# [REQUIREMENT]
Gather all lines containing the string "React" and copy them out.

━━━━━━━━

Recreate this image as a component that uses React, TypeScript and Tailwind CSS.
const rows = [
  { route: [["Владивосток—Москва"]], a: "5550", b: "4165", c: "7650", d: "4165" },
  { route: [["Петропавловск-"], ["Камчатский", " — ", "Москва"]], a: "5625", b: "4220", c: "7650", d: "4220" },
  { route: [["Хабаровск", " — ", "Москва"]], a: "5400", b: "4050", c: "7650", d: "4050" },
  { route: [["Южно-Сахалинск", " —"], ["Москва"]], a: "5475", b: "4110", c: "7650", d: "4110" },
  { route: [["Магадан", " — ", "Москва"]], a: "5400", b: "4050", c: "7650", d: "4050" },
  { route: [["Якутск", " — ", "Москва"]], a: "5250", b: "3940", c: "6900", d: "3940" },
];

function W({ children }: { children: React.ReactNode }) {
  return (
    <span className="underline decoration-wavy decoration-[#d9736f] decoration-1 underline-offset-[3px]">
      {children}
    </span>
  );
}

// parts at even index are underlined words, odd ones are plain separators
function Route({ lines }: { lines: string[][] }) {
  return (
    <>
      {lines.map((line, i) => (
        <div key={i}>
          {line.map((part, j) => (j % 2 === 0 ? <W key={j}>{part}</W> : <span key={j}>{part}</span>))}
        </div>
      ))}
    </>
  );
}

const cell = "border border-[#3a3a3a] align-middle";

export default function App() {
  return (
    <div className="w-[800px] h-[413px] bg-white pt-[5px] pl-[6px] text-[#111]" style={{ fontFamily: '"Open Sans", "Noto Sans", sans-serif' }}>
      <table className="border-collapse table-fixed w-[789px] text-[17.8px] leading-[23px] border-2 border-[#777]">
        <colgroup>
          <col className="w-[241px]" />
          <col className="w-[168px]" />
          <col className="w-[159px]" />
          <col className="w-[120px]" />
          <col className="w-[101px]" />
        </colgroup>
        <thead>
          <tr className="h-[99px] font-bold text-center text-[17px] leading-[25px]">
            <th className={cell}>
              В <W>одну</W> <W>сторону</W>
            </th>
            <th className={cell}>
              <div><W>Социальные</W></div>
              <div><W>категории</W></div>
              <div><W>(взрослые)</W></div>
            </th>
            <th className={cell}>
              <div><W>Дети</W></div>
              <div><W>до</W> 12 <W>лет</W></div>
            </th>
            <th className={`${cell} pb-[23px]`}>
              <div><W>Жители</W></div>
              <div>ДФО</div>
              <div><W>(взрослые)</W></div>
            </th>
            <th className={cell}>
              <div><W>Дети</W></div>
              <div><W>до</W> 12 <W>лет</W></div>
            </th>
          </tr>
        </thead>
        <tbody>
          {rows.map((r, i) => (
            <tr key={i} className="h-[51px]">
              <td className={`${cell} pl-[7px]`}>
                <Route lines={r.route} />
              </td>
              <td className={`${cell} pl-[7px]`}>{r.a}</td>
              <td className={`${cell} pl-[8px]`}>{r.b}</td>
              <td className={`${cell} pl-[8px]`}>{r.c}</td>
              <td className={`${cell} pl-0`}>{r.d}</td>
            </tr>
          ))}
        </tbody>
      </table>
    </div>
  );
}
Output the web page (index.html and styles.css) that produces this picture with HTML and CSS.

━━━━━━━━

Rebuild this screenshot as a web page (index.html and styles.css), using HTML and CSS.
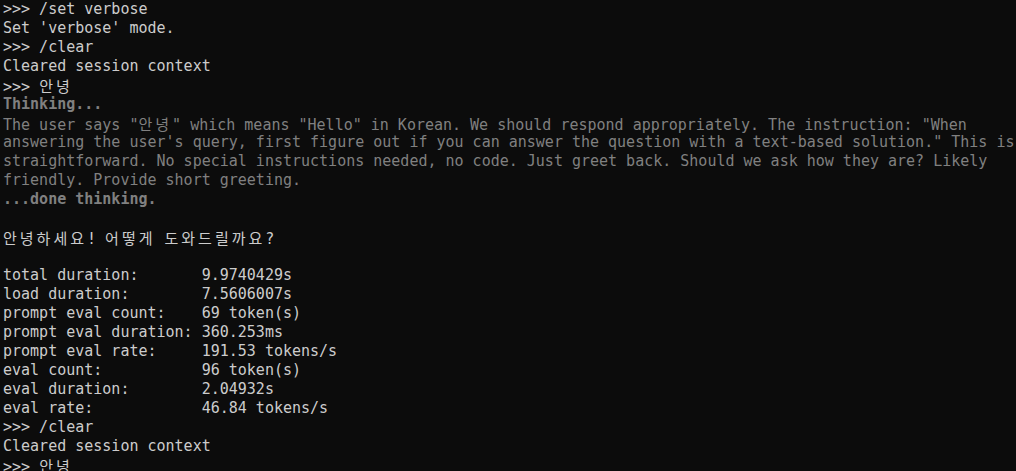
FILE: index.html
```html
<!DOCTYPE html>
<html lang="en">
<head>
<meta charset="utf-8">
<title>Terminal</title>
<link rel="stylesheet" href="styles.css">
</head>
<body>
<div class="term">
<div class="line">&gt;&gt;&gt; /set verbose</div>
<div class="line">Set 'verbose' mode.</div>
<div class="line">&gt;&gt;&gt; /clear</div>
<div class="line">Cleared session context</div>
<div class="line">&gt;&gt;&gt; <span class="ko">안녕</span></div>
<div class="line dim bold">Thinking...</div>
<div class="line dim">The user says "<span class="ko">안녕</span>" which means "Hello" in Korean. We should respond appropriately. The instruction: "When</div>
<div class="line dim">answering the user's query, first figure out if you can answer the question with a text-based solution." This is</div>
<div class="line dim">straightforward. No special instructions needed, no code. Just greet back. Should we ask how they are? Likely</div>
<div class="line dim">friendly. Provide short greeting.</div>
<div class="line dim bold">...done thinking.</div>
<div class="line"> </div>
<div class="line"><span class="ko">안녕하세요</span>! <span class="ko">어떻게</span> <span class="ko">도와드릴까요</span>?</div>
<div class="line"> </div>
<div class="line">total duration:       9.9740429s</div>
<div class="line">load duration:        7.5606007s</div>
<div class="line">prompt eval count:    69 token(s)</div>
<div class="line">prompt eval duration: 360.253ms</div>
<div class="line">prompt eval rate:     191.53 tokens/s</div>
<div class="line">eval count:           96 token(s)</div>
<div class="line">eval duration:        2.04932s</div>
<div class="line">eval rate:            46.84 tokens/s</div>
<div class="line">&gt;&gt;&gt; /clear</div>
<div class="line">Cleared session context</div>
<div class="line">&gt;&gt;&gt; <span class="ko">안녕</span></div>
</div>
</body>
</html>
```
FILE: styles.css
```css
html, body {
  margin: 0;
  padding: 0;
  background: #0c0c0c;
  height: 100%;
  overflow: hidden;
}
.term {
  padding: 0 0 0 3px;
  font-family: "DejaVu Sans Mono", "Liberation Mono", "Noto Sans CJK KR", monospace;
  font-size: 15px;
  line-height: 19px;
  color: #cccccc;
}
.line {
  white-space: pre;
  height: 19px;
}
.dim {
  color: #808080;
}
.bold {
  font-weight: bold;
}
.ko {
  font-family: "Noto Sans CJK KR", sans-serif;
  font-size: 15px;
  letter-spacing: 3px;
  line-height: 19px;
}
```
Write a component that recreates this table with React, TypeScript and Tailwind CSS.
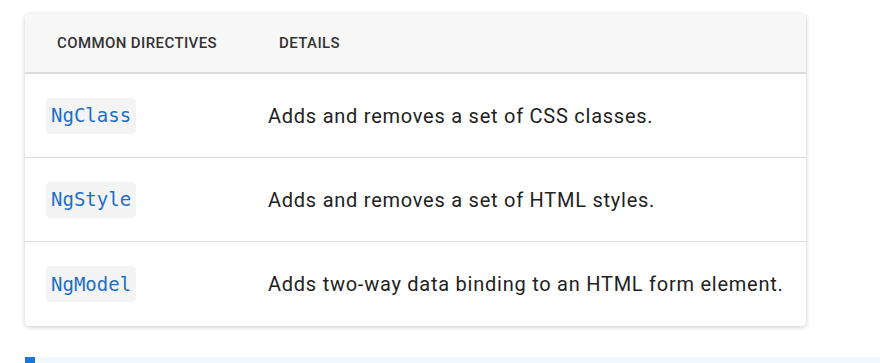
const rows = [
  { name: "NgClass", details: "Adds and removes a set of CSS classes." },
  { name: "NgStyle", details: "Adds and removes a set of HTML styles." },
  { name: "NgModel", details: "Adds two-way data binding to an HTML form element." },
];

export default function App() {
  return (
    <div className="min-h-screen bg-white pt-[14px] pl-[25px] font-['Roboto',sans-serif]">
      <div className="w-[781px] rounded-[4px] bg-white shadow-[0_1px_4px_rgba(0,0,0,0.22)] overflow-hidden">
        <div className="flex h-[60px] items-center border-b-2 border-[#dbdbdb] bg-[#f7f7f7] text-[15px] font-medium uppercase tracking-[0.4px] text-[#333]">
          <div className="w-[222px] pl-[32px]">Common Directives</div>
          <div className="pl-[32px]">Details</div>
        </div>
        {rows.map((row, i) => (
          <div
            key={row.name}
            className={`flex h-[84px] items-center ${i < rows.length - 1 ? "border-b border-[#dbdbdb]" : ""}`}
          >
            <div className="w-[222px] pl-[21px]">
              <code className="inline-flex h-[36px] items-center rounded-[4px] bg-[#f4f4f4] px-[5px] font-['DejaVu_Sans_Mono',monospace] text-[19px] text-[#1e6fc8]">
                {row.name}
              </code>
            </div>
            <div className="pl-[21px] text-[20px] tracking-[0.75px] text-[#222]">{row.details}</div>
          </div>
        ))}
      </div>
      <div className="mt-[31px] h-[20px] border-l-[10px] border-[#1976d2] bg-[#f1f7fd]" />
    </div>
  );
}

━━━━━━━━

# [THE OUTPUT]
Recreate this image as a component that uses React, TypeScript and Tailwind CSS.
function W({ children }: { children: React.ReactNode }) {
Write a component that recreates this table with React, TypeScript and Tailwind CSS.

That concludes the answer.